Steven A. Kandarian was the president, chairman, and chief executive officer of MetLife. He became president and CEO on May 1, 2011, and chairman in January 2012 succeeding Robert Henrikson, who retired from those roles. Kandarian retired from MetLife on April 30, 2019 and was succeeded as president and CEO by Michel Khalaf and as chairman by Glenn Hubbard.

==Life and career==
Kandarian grew up in West Hartford, Connecticut, the son of Lillian and Albert Kandarian. He graduated from William H. Hall High School and held several roles in private equity, including as founder and managing partner of Orion Partners, LP and executive director of the Pension Benefit Guaranty Corporation. He is a board member of the Damon Runyon Cancer Research Foundation and a member of the Financial Services Forum and the Economic Club of New York. He received a B.A. from Clark University, a J.D. from Georgetown University Law Center, and an M.B.A. from Harvard Business School.

===MetLife===
Prior to becoming CEO, Kandarian was MetLife's chief investment officer since April 2005. As CIO, Kandarian oversaw a number of initiatives that strengthened MetLife's investment portfolio, enhanced the company's focus on effective risk management and contributed to the bottom line. He is credited with preparing MetLife's portfolio prior to the 2007 recession, partly by anticipating the housing bubble and selling Stuyvesant Town—Peter Cooper Village in Manhattan in 2006.

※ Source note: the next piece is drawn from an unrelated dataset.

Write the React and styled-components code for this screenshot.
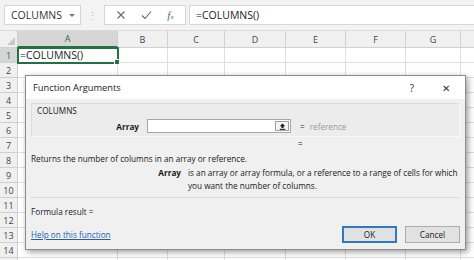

In his first three months as CEO, Kandarian expanded the company's senior leadership team with the hiring of Frans Hijkoop to head human resources and Martin Lippert to oversee global technology. He also announced MetLife's 25-year agreement to acquire the naming rights to the home of the New York Giants and New York Jets, which is now known as MetLife Stadium.

In addition, Kandarian has also moved the company away from retail banking. On July 21, 2011, MetLife said the company would seek to sell its deposit banking business. In announcing the move, Kandarian said it "was not appropriate for the overwhelming majority of our business to be governed by regulations written for banking institutions." Three months later, MetLife said it would look to sell its residential mortgage lending business as well, saying the marketplace and regulatory environment for the business was uncertain and that the company needed to focus its resources on its global insurance and employee benefits businesses.

===Pension Benefit Guaranty Corporation===
Kandarian is a former executive director of the Pension Benefit Guaranty Corporation, an agency of the United States Government. Kandarian was appointed to head the PBGC on December 2, 2001, by Secretary of Labor Elaine L. Chao, announcing his departure on January 7, 2004. to return to his family in Boston. He left on February 13, 2004.